- _Written instruction_
Reproduce all lines of the listing below in which the word "styles" occurs.

- _Collected material_
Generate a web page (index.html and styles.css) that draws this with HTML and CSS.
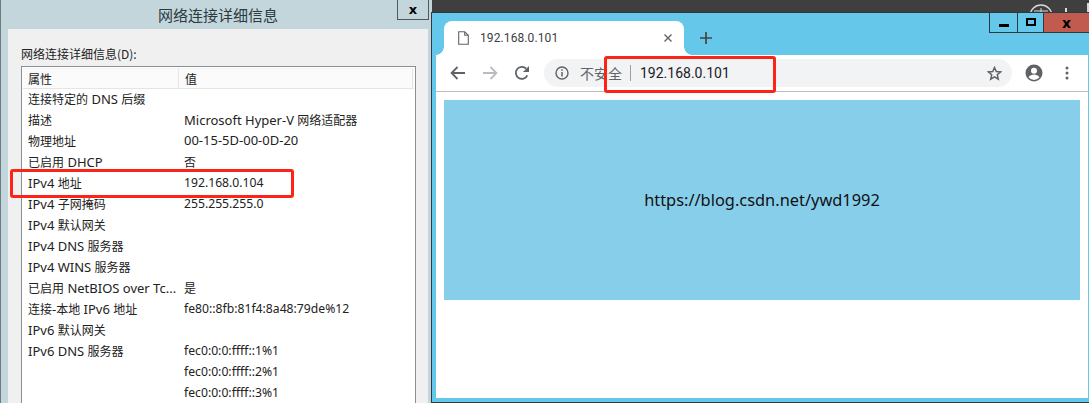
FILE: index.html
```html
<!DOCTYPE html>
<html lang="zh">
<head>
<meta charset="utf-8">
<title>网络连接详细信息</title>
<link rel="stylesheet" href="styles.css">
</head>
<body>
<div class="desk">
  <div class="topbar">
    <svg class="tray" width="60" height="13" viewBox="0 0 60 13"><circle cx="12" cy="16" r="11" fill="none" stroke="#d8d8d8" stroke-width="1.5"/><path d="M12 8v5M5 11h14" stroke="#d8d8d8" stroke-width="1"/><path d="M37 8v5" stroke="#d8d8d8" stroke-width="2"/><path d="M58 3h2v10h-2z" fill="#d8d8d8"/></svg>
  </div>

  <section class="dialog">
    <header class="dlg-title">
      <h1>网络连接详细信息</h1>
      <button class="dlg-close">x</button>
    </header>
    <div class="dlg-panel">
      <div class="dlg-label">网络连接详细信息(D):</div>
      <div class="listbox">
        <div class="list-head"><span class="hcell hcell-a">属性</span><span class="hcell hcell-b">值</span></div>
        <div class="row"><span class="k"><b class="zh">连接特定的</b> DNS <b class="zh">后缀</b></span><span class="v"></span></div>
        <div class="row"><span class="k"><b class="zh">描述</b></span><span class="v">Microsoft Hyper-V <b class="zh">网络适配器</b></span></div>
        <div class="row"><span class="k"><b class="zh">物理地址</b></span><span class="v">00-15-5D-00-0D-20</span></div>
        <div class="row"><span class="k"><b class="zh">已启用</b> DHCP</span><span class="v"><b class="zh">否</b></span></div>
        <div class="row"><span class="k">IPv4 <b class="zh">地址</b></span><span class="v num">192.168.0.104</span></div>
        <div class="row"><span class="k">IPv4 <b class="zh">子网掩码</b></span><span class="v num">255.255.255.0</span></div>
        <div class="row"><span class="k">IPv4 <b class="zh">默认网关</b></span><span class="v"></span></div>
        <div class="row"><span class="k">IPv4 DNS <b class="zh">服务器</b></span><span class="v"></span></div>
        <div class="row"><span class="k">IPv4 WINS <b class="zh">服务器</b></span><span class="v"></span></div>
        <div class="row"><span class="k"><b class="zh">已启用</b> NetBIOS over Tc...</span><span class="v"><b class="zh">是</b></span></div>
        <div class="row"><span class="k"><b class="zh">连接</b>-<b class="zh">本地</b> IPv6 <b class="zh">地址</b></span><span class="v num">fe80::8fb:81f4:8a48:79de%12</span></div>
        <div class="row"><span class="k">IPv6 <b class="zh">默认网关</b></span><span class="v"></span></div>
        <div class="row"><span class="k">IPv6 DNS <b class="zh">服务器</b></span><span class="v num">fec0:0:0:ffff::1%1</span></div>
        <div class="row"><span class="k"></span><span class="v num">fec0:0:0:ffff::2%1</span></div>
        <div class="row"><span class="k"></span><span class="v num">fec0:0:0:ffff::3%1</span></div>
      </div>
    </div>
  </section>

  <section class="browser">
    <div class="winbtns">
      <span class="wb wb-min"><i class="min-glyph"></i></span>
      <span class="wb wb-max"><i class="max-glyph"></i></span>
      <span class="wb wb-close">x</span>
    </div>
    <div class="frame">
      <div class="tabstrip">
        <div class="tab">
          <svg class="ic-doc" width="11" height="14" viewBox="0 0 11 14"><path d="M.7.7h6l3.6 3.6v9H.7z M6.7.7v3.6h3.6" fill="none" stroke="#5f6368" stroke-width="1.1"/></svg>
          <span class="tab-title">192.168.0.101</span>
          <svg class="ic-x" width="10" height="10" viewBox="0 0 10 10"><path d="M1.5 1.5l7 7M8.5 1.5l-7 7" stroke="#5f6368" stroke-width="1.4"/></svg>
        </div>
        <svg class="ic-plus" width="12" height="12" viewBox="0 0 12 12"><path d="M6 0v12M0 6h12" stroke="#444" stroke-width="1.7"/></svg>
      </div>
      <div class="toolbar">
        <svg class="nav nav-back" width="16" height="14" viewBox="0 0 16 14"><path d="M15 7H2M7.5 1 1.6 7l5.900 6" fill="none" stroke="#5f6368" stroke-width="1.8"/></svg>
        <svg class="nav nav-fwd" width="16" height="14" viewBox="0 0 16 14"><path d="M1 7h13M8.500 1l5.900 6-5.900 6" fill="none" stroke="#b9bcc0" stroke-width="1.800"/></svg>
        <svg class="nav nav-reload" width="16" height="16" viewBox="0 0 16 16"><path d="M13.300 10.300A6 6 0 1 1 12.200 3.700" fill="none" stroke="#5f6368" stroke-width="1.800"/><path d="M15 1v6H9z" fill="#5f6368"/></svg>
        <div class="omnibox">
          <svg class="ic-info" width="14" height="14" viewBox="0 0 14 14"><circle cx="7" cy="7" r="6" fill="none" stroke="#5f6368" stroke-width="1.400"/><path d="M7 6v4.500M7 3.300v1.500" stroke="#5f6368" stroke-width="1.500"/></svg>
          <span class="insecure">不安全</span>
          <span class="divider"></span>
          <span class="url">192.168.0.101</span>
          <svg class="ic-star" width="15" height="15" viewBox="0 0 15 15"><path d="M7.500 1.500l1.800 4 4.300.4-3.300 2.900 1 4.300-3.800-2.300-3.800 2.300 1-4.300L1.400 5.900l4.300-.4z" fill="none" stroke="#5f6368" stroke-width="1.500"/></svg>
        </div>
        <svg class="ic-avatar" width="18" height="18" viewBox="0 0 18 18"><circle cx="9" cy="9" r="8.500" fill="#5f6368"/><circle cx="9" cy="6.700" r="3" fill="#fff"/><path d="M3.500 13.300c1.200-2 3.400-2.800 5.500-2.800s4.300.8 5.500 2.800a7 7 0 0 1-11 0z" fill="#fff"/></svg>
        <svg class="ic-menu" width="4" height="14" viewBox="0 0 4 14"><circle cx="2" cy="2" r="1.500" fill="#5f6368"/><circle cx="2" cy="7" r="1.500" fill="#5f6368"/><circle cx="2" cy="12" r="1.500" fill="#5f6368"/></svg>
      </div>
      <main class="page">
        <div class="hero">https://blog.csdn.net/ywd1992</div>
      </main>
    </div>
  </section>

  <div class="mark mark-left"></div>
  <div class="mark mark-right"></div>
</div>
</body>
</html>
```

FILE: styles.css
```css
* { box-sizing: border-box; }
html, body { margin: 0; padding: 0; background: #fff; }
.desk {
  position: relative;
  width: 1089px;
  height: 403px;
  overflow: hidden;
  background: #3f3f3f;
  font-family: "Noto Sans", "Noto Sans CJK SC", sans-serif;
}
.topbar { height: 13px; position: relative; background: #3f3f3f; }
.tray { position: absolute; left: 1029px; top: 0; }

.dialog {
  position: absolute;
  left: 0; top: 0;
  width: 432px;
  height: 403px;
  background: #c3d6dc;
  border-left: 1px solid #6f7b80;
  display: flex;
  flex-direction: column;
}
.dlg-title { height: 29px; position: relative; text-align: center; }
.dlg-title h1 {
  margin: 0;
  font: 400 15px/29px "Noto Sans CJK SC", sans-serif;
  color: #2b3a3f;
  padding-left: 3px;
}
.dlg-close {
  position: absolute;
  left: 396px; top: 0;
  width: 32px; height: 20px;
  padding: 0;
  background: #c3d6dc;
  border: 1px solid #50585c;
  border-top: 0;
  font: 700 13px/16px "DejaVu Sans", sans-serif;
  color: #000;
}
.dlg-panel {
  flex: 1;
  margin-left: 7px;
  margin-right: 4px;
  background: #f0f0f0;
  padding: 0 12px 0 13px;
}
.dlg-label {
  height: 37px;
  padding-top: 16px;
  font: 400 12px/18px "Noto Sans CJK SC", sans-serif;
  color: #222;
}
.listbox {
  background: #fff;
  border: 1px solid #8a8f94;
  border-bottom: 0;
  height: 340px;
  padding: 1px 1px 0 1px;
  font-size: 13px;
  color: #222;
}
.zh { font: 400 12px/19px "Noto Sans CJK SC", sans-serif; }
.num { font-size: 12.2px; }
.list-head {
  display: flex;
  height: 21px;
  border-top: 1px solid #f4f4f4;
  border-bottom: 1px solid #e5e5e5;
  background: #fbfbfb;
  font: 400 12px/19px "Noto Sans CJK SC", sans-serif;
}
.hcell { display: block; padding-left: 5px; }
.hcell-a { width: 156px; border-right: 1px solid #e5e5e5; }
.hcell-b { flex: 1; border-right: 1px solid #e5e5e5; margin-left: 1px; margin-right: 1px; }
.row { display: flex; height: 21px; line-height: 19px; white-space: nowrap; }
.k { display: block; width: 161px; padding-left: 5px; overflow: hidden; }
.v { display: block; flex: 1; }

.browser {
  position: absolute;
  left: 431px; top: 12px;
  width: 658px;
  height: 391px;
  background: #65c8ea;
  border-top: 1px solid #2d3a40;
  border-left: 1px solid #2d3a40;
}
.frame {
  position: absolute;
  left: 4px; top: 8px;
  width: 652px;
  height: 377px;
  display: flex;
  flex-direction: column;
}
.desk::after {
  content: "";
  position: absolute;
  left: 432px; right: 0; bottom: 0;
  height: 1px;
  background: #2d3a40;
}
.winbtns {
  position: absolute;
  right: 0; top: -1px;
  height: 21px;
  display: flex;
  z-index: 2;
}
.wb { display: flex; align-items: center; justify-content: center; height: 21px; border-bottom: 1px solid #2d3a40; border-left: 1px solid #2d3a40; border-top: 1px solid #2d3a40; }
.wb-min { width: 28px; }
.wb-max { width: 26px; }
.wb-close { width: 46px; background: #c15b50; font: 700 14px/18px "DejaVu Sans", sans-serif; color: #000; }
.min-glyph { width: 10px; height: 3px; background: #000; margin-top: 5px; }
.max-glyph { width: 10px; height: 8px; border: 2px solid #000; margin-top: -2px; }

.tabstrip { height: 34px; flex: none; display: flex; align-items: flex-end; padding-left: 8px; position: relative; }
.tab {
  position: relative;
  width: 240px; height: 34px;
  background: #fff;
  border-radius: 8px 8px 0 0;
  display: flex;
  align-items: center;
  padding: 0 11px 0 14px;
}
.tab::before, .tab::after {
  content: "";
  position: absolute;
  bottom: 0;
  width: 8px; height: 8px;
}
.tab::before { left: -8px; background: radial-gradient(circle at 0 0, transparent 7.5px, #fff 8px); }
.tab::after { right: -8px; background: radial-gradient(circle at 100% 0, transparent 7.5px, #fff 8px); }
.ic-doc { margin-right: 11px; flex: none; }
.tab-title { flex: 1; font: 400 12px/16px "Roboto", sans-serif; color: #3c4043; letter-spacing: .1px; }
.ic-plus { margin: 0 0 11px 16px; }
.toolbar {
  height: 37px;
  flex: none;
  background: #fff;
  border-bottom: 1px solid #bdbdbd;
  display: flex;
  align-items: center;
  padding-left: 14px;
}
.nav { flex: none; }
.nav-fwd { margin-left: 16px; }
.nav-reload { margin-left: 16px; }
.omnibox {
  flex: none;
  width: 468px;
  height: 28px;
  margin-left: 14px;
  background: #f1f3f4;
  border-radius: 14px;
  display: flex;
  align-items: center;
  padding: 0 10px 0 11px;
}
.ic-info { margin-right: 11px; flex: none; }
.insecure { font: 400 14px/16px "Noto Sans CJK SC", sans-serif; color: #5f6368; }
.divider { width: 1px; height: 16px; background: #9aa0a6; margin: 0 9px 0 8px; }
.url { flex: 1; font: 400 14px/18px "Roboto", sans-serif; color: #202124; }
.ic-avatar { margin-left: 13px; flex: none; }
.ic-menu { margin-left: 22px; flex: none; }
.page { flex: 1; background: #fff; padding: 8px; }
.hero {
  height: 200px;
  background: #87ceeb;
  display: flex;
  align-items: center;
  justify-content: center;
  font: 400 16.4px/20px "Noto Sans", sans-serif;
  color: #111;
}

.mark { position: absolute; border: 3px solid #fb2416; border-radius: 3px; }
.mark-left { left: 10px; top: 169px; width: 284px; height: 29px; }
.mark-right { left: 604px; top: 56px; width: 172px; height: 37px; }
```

- _Correct result_
Generate a web page (index.html and styles.css) that draws this with HTML and CSS.
<link rel="stylesheet" href="styles.css">
FILE: styles.css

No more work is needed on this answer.